Wird dem Objektplaner aber auch die Fachplanungsleistung der Technischen Ausrüstung übertragen, wird zum Teil vertreten, dass die Kosten der Technischen Ausrüstung bei der Objektplanung nicht in Ansatz kommen dürften, da sie anderenfalls doppelt berücksichtigt würden. Dies ist schon deshalb unrichtig, weil es sich bei Objektplanung und Technischen Anlagen um Objekte aus unterschiedlichen Leistungsbildern handelt, die stets getrennt voneinander und nach eigenen anrechenbaren Kosten abzurechnen sind. Die Regelungen in §§ 33 Abs. 2, 42 Abs. 2 HOAI 2013 sind so zu verstehen, dass die Kosten der Technischen Anlagen „auch dann” anzurechnen sind, wenn der Objektplaner insoweit keine Leistungen erbringt. Dieser Auffassung hat sich inzwischen auch das OLG Celle (Az.14 U10/14) angeschlossen: Der Objektplaner, der zugleich Leistungen der Technischen Ausrüstung erbringt, erhält sowohl das nach diesem Leistungsbild berechnete Honorar als auch eine über die zitierten Vorschriften erhöhte Vergütung für die Objektplanung.

Dr. Rainer Laux, Dr. Andreas Digel, Henrik Jacobsen

Stufenverträge: Umrechnung auf HOAI 2013

Nach der grundlegenden Entscheidung des BGH, dass bei der Bemessung des nach HOAI geschuldeten Mindestsatzhonorars die HOAI-Fassung anzuwenden ist, die im Zeitpunkt des Abrufs einer Vertragsstufe in Kraft ist, ergibt sich die Schwierigkeit, dass die „alten” Leistungsbilder der HOAI 2009 mit den von der HOAI 2013 vorgegebenen Honorarparametern zu bewerten sind. Diesen liegen allerdings geänderte Leistungsbilder zu Grunde. Daher sind die neuen Grundleistungen preisrechtlich zu eliminieren. Das zuständige Bundesministerium wird voraussichtlich bis Ende des Jahres entsprechende Umrechnungsfaktoren zur Verfügung stellen.
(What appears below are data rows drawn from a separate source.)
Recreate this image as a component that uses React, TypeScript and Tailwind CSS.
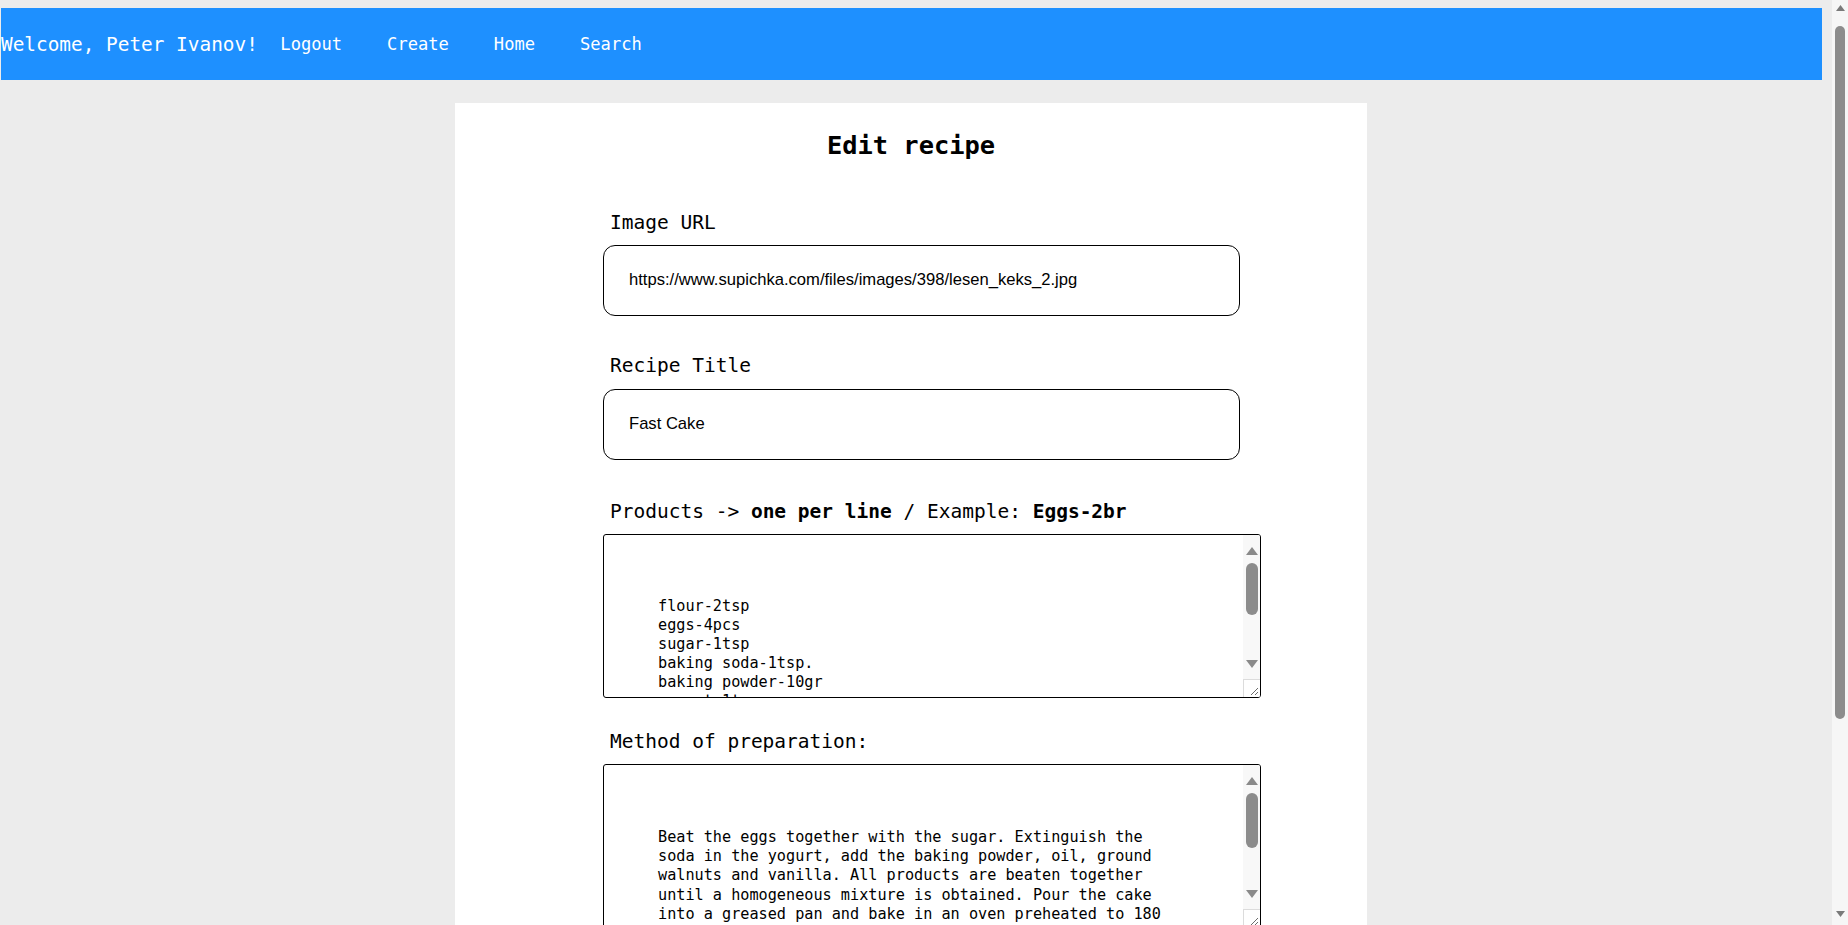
import React from "react";

const MONO = "font-['DejaVu_Sans_Mono',monospace]";

function UpArrow({ w = 11, h = 7, color = "#8a8a8a" }: { w?: number; h?: number; color?: string }) {
  return (
    <svg width={w} height={h} viewBox={`0 0 ${w} ${h}`}>
      <path d={`M${w / 2} 0 L${w} ${h} L0 ${h} Z`} fill={color} />
    </svg>
  );
}

function DownArrow({ w = 11, h = 7, color = "#8a8a8a" }: { w?: number; h?: number; color?: string }) {
  return (
    <svg width={w} height={h} viewBox={`0 0 ${w} ${h}`}>
      <path d={`M0 0 L${w} 0 L${w / 2} ${h} Z`} fill={color} />
    </svg>
  );
}

function FakeTextarea({ text, thumb, late }: { text: string; thumb: number; late?: boolean }) {
  return (
    <div className="w-[658px] h-[164px] border border-black rounded-[3px] overflow-hidden flex bg-white">
      <div
        className={`flex-1 min-w-0 pl-[54px] pr-[70px] whitespace-pre-wrap text-[15.2px] text-black ${MONO} ${
          late ? "pt-[63px] leading-[19.2px]" : "pt-[62px] leading-[19px]"
        }`}
      >
        {text}
      </div>
      <div className="w-[17px] h-full bg-[#f8f8f8] flex flex-col items-center">
        <div className="h-[28px] flex justify-center">
          <div className="mt-[12px] h-[8px] flex items-center">
            <UpArrow w={12} h={8} />
          </div>
        </div>
        <div className="w-[12px] rounded-full bg-[#8c8c8c]" style={{ height: thumb }} />
        <div className="flex-1" />
        <div className="h-[24px] flex justify-center">
          <div className="mt-[5px] h-[8px] flex items-center">
            <DownArrow w={12} h={8} />
          </div>
        </div>
        <div className="h-[18px] w-full border-t border-l border-[#dcdcdc] bg-white flex items-end justify-end">
          <svg width="10" height="10" viewBox="0 0 10 10" className="mb-[1px] mr-[1px]">
            <path d="M9 2 L2 9 M9 6 L6 9" stroke="#6b6b6b" strokeWidth="1" />
          </svg>
        </div>
      </div>
    </div>
  );
}

function Label({ children }: { children: React.ReactNode }) {
  return (
    <div className={`pl-[7px] h-[24px] leading-[24px] text-[19.5px] text-black ${MONO}`}>{children}</div>
  );
}

function TextInput({ value }: { value: string }) {
  return (
    <div className="w-[637px] h-[71px] border border-black rounded-[12px] pl-[25px] flex items-center bg-white">
      <span className="font-['Liberation_Sans',Arial,sans-serif] text-[16.6px] text-black">{value}</span>
    </div>
  );
}

const products = `flour-2tsp
eggs-4pcs
sugar-1tsp
baking soda-1tsp.
baking powder-10gr
yogurt-1tsp
oil-100ml
walnuts-100gr
vanilla-1pc`;

const method =
  "Beat the eggs together with the sugar. Extinguish the soda in the yogurt, add the baking powder, oil, ground walnuts and vanilla. All products are beaten together until a homogeneous mixture is obtained. Pour the cake into a greased pan and bake in an oven preheated to 180 degrees until ready.";

export default function App() {
  return (
    <div className="h-[925px] w-full flex overflow-hidden bg-[#ececec]">
      <div className="flex-1 min-w-0 overflow-hidden">
        <nav className={`mt-[8px] ml-[1px] mr-[10px] h-[72px] bg-[#1e90ff] flex items-center text-white ${MONO}`}>
          <span className="text-[19.4px] whitespace-pre pt-[1px]">Welcome, Peter Ivanov!</span>
          <a className="px-[22.5px] text-[17.1px] pt-[1px]">Logout</a>
          <a className="px-[22.5px] text-[17.1px] pt-[1px]">Create</a>
          <a className="px-[22.5px] text-[17.1px] pt-[1px]">Home</a>
          <a className="px-[22.5px] text-[17.1px] pt-[1px]">Search</a>
        </nav>
        <main className="ml-[455px] mt-[23px] w-[912px] bg-white pt-[26px] pb-[60px]">
          <h1 className={`text-center h-[32px] leading-[32px] text-[25.4px] font-bold text-black ${MONO}`}>
            Edit recipe
          </h1>
          <form className="ml-[148px] mt-[50px] flex flex-col">
            <Label>Image URL</Label>
            <div className="mt-[10px]">
              <TextInput value="https://www.supichka.com/files/images/398/lesen_keks_2.jpg" />
            </div>
            <div className="mt-[38px]">
              <Label>Recipe Title</Label>
            </div>
            <div className="mt-[11px]">
              <TextInput value="Fast Cake" />
            </div>
            <div className="mt-[40px]">
              <Label>
                {"Products -> "}
                <b>one per line</b>
                {" / Example: "}
                <b>Eggs-2br</b>
              </Label>
            </div>
            <div className="mt-[10px]">
              <FakeTextarea text={products} thumb={52} />
            </div>
            <div className="mt-[32px]">
              <Label>Method of preparation:</Label>
            </div>
            <div className="mt-[10px]">
              <FakeTextarea text={method} thumb={55} late />
            </div>
          </form>
        </main>
      </div>
      <div className="w-[16px] h-full bg-[#f6f6f6] flex flex-col items-center">
        <div className="h-[24px] flex justify-center">
          <div className="mt-[5px]">
            <UpArrow w={9} h={6} color="#7a7a7a" />
          </div>
        </div>
        <div className="w-[10px] h-[693px] rounded-full bg-[#8c8c8c] mt-[2px]" />
        <div className="flex-1" />
        <div className="h-[22px] flex justify-center">
          <div className="mt-[8px]">
            <DownArrow w={9} h={6} color="#7a7a7a" />
          </div>
        </div>
      </div>
    </div>
  );
}
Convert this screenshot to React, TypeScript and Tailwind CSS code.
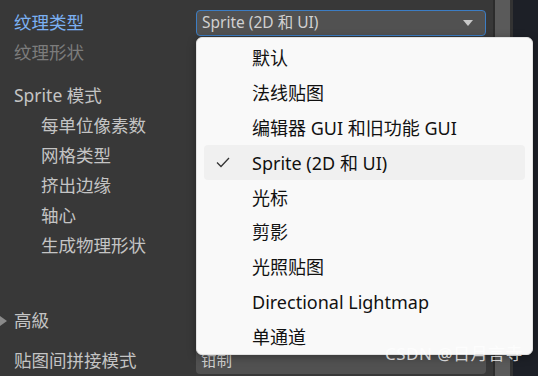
import React from "react";

const FONT = '"Noto Sans", "Noto Sans CJK SC", sans-serif';

const menuItems = [
  "默认",
  "法线贴图",
  "编辑器 GUI 和旧功能 GUI",
  "Sprite (2D 和 UI)",
  "光标",
  "剪影",
  "光照贴图",
  "Directional Lightmap",
  "单通道",
];

function Field({ text, active }: { text: string; active?: boolean }) {
  return (
    <div
      className={`flex items-center justify-between w-[290px] h-[26px] rounded-[4px] bg-[#515151] px-[5px] ${
        active ? "border border-[#3c7dc4]" : ""
      }`}
    >
      <span className="text-[15.5px] text-[#d0d0d0] leading-none">{text}</span>
      {active && (
        <svg width="12" height="8" viewBox="0 0 12 8" className="mr-[6px]">
          <path d="M1 1h10L6 7z" fill="#c8c8c8" />
        </svg>
      )}
    </div>
  );
}

function Row({
  label,
  className = "",
  labelClass = "text-[#c4c4c4]",
  indent,
  children,
}: {
  label: string;
  className?: string;
  labelClass?: string;
  indent?: boolean;
  children?: React.ReactNode;
}) {
  return (
    <div className={`flex items-center h-[30px] ${className}`}>
      <div className={`w-[196px] shrink-0 text-[17.5px] leading-none ${indent ? "pl-[41px]" : "pl-[14px]"} ${labelClass}`}>
        {label}
      </div>
      {children}
    </div>
  );
}

export default function App() {
  return (
    <div
      className="relative w-[538px] h-[376px] overflow-hidden bg-[#383838] flex"
      style={{ fontFamily: FONT }}
    >
      {/* 属性面板 */}
      <div className="w-[493px] flex flex-col">
        <div className="flex items-center h-[26px] mt-[10px]">
          <div className="w-[196px] shrink-0 pl-[14px] text-[17.5px] leading-none text-[#7bb0f2]">纹理类型</div>
          <Field text="Sprite (2D 和 UI)" active />
        </div>
        <Row label="纹理形状" className="mt-[2px]" labelClass="text-[#7c7c7c]" />
        <Row label="Sprite 模式" className="mt-[13px]" />
        <Row label="每单位像素数" indent />
        <Row label="网格类型" indent />
        <Row label="挤出边缘" indent />
        <Row label="轴心" indent />
        <Row label="生成物理形状" indent />
        <div className="flex items-center h-[30px] mt-[45px]">
          <svg width="8" height="12" viewBox="0 0 8 12" className="shrink-0">
            <path d="M0 1l7 5-7 5z" fill="#8a8a8a" />
          </svg>
          <span className="pl-[6px] text-[17.5px] leading-none text-[#c4c4c4]">高級</span>
        </div>
        <div className="flex items-center h-[26px] mt-[12px]">
          <div className="w-[196px] shrink-0 pl-[14px] text-[17.5px] leading-none text-[#c4c4c4]">贴图间拼接模式</div>
          <Field text="钳制" />
        </div>
      </div>

      {/* 滚动条与右侧面板 */}
      <div className="w-[2px] bg-[#2c2c2c]" />
      <div className="w-[15px] bg-[#5a5a5a]" />
      <div className="w-[3px] bg-[#333333]" />
      <div className="flex-1 bg-[#1d2027]" />

      {/* 下拉菜单 */}
      <div className="absolute left-[196px] top-[37px] w-[337px] h-[318px] rounded-[6px] bg-[#f9f9f9] border border-[#e2e2e2] shadow-[0_2px_8px_rgba(0,0,0,0.35)] pt-[3px] px-[7px] flex flex-col">
        {menuItems.map((item) => {
          const selected = item === "Sprite (2D 和 UI)";
          return (
            <div
              key={item}
              className={`relative flex items-center h-[35px] rounded-[4px] pl-[48px] text-[18px] leading-none text-[#111111] ${
                selected ? "bg-[#f0f0f0]" : ""
              }`}
            >
              {selected && (
                <svg width="14" height="11" viewBox="0 0 14 11" className="absolute left-[12px] top-[12px]">
                  <path d="M1 5.5l4 4L13 1" stroke="#333" strokeWidth="1.3" fill="none" />
                </svg>
              )}
              {item}
            </div>
          );
        })}
      </div>

      {/* 水印 */}
      <div className="absolute left-[385px] top-[345px] text-[17px] leading-none text-white/75 tracking-[0.5px]">
        CSDN @日月言寺
      </div>
    </div>
  );
}
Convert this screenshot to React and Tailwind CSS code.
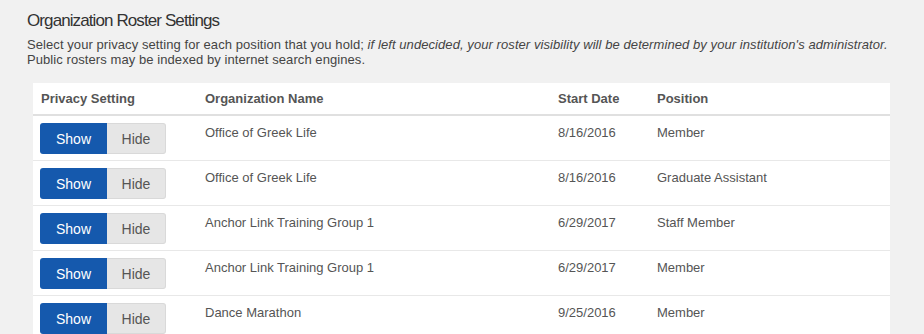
import React from "react";

const rows = [
  { org: "Office of Greek Life", date: "8/16/2016", pos: "Member" },
  { org: "Office of Greek Life", date: "8/16/2016", pos: "Graduate Assistant" },
  { org: "Anchor Link Training Group 1", date: "6/29/2017", pos: "Staff Member" },
  { org: "Anchor Link Training Group 1", date: "6/29/2017", pos: "Member" },
  { org: "Dance Marathon", date: "9/25/2016", pos: "Member" },
];

const cols = "grid grid-cols-[164px_353px_99px_241px]";

export default function App() {
  return (
    <div
      className="min-h-screen bg-[#f1f1f1] pl-[27px] pr-[34px] pt-[11px]"
      style={{ fontFamily: '"Liberation Sans", Arial, sans-serif' }}
    >
      <h1 className="text-[17px] leading-[20px] tracking-[-0.9px] text-[#333]">
        Organization Roster Settings
      </h1>
      <p className="mt-[6px] text-[13px] leading-[15px] tracking-[0.075px] text-[#444]">
        Select your privacy setting for each position that you hold;{" "}
        <em>if left undecided, your roster visibility will be determined by your institution's administrator.</em>
        <br />
        Public rosters may be indexed by internet search engines.
      </p>
      <div className="mt-[16px] ml-[6px] w-[857px] bg-white text-[13px] text-[#555]">
        <div className={`${cols} border-b-2 border-[#e0e0e0] font-bold leading-[19px]`}>
          <div className="px-[8px] py-[6px]">Privacy Setting</div>
          <div className="px-[8px] py-[6px]">Organization Name</div>
          <div className="px-[8px] py-[6px]">Start Date</div>
          <div className="px-[8px] py-[6px]">Position</div>
        </div>
        {rows.map((r, i) => (
          <div key={i} className={`${cols} h-[45px] border-b border-[#e8e8e8] leading-[18px]`}>
            <div className="pl-[7px] pt-[7px]">
              <div className="flex h-[31px] w-[126px] text-[14px]">
                <button className="w-[67px] rounded-l-[3px] bg-[#1559ad] text-white">Show</button>
                <button className="w-[59px] rounded-r-[3px] border border-l-0 border-[#d9d9d9] bg-[#e6e6e6] text-[#555]">
                  Hide
                </button>
              </div>
            </div>
            <div className="px-[8px] pt-[8px]">{r.org}</div>
            <div className="px-[8px] pt-[8px]">{r.date}</div>
            <div className="px-[8px] pt-[8px]">{r.pos}</div>
          </div>
        ))}
      </div>
    </div>
  );
}
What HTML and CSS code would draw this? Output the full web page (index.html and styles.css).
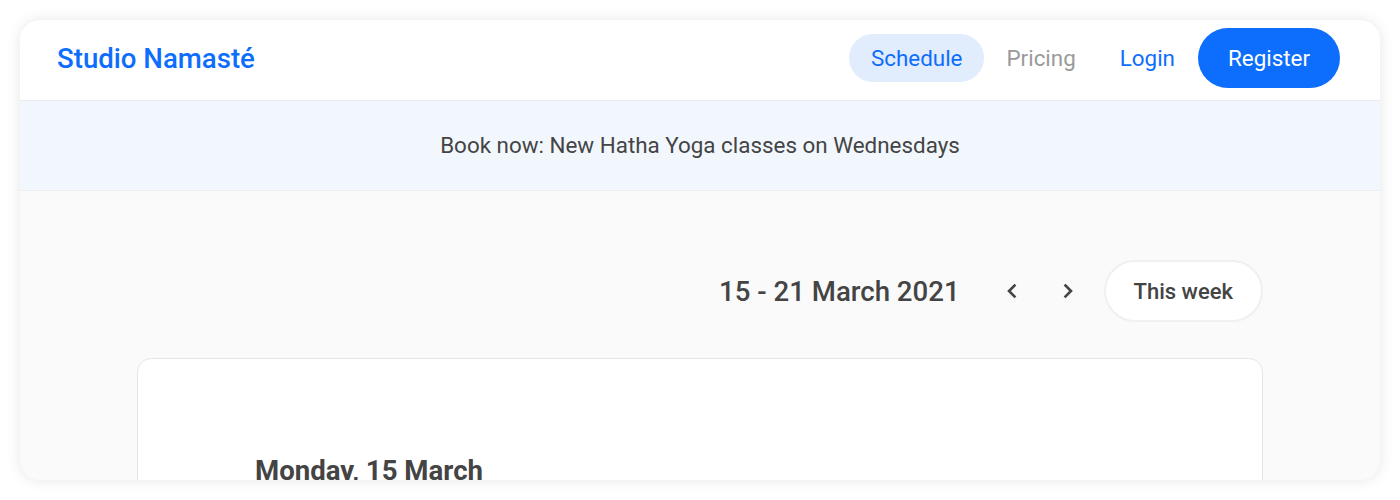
FILE: index.html
```html
<!DOCTYPE html>
<html lang="en">
<head>
<meta charset="utf-8">
<title>Studio Namasté</title>
<link rel="stylesheet" href="styles.css">
</head>
<body>
<div class="app">
  <header class="topbar">
    <a class="logo" href="#">Studio Namasté</a>
    <nav class="nav">
      <a class="nav-link active" href="#">Schedule</a>
      <a class="nav-link muted" href="#">Pricing</a>
      <a class="nav-link" href="#">Login</a>
      <a class="btn-primary" href="#">Register</a>
    </nav>
  </header>
  <div class="banner">Book now: New Hatha Yoga classes on Wednesdays</div>
  <main class="main">
    <div class="container">
      <div class="week-bar">
        <span class="week-label">15 - 21 March 2021</span>
        <button class="icon-btn" aria-label="Previous week">
          <svg width="14" height="18" viewBox="0 0 14 18"><path d="M9.5 3.5 L4 9 L9.5 14.5" fill="none" stroke="#444" stroke-width="2.6" stroke-linecap="square" stroke-linejoin="miter"/></svg>
        </button>
        <button class="icon-btn" aria-label="Next week">
          <svg width="14" height="18" viewBox="0 0 14 18"><path d="M4.5 3.5 L10 9 L4.5 14.5" fill="none" stroke="#444" stroke-width="2.6" stroke-linecap="square" stroke-linejoin="miter"/></svg>
        </button>
        <button class="btn-outline">This week</button>
      </div>
      <section class="day-card">
        <h2 class="day-title">Monday, 15 March</h2>
      </section>
    </div>
  </main>
</div>
</body>
</html>
```

FILE: styles.css
```css
* { box-sizing: border-box; }
html, body { margin: 0; padding: 0; }
body {
  background: #ffffff;
  font-family: Roboto, "Liberation Sans", sans-serif;
  padding: 20px;
  height: 500px;
  overflow: hidden;
}
.app {
  height: 460px;
  border-radius: 20px;
  overflow: hidden;
  background: #fafafa;
  box-shadow: 0 0 14px rgba(0,0,0,0.10);
}
.topbar {
  height: 81px;
  background: #fff;
  border-bottom: 1px solid #ebedf0;
  display: flex;
  align-items: center;
  justify-content: space-between;
  padding: 0 40px 0 37px;
}
.logo {
  color: #0d6efd;
  font-size: 27.6px;
  font-weight: 500;
  text-decoration: none;
  margin-top: -3px;
}
.nav {
  display: flex;
  align-items: center;
  margin-top: -4px;
}
.nav-link {
  font-size: 22.4px;
  color: #0d6efd;
  text-decoration: none;
  height: 48px;
  line-height: 48px;
  padding: 0 22px;
  border-radius: 24px;
}
.nav-link.active { background: #e1ecfd; }
.nav-link.muted { color: #9a9a9a; }
.btn-primary {
  margin-left: 1px;
  background: #0d6efd;
  color: #fff;
  font-size: 22.4px;
  font-weight: 400;
  text-decoration: none;
  height: 60px;
  line-height: 60px;
  padding: 0 30px;
  border-radius: 30px;
}
.banner {
  height: 90px;
  background: #f2f7fe;
  border-bottom: 1px solid #eceef0;
  display: flex;
  align-items: center;
  justify-content: center;
  font-size: 22.4px;
  color: #444;
  padding-bottom: 2px;
}
.main { padding-top: 69px; }
.container {
  width: 1126px;
  margin: 0 auto;
}
.week-bar {
  display: flex;
  align-items: center;
  justify-content: flex-end;
  height: 62px;
}
.week-label {
  font-size: 27.6px;
  font-weight: 500;
  color: #444;
  margin-right: 24px;
}
.icon-btn {
  border: 0;
  background: transparent;
  width: 56px;
  height: 40px;
  padding: 0;
  display: flex;
  align-items: center;
  justify-content: center;
  cursor: pointer;
}
.btn-outline {
  margin-left: 8px;
  height: 62px;
  padding: 0 28px;
  border-radius: 31px;
  background: #fff;
  border: 2px solid #f0f0f0;
  font-family: inherit;
  font-size: 22px;
  font-weight: 500;
  color: #444;
  cursor: pointer;
}
.day-card {
  margin-top: 36px;
  background: #fff;
  border: 1px solid #e6e6ea;
  border-radius: 14px;
  height: 240px;
  padding: 95px 117px 0;
}
.day-title {
  margin: 0;
  font-size: 27.6px;
  font-weight: 700;
  color: #444;
}
```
Zumindest bis dahin kann auf andere Umrechnungsfaktoren zurückgegriffen werden, etwa die bei www.ibr-online.de abrufbaren sogenannten „FBS-Tabellen”. Dort ist auch ein entsprechendes Rechenprogramm abrufbar, das die Umrechnung des von der HOAI 2013 vorgegebenen Mindestsatzes auf die „alten” Leistungsbilder komfortabel ermöglicht.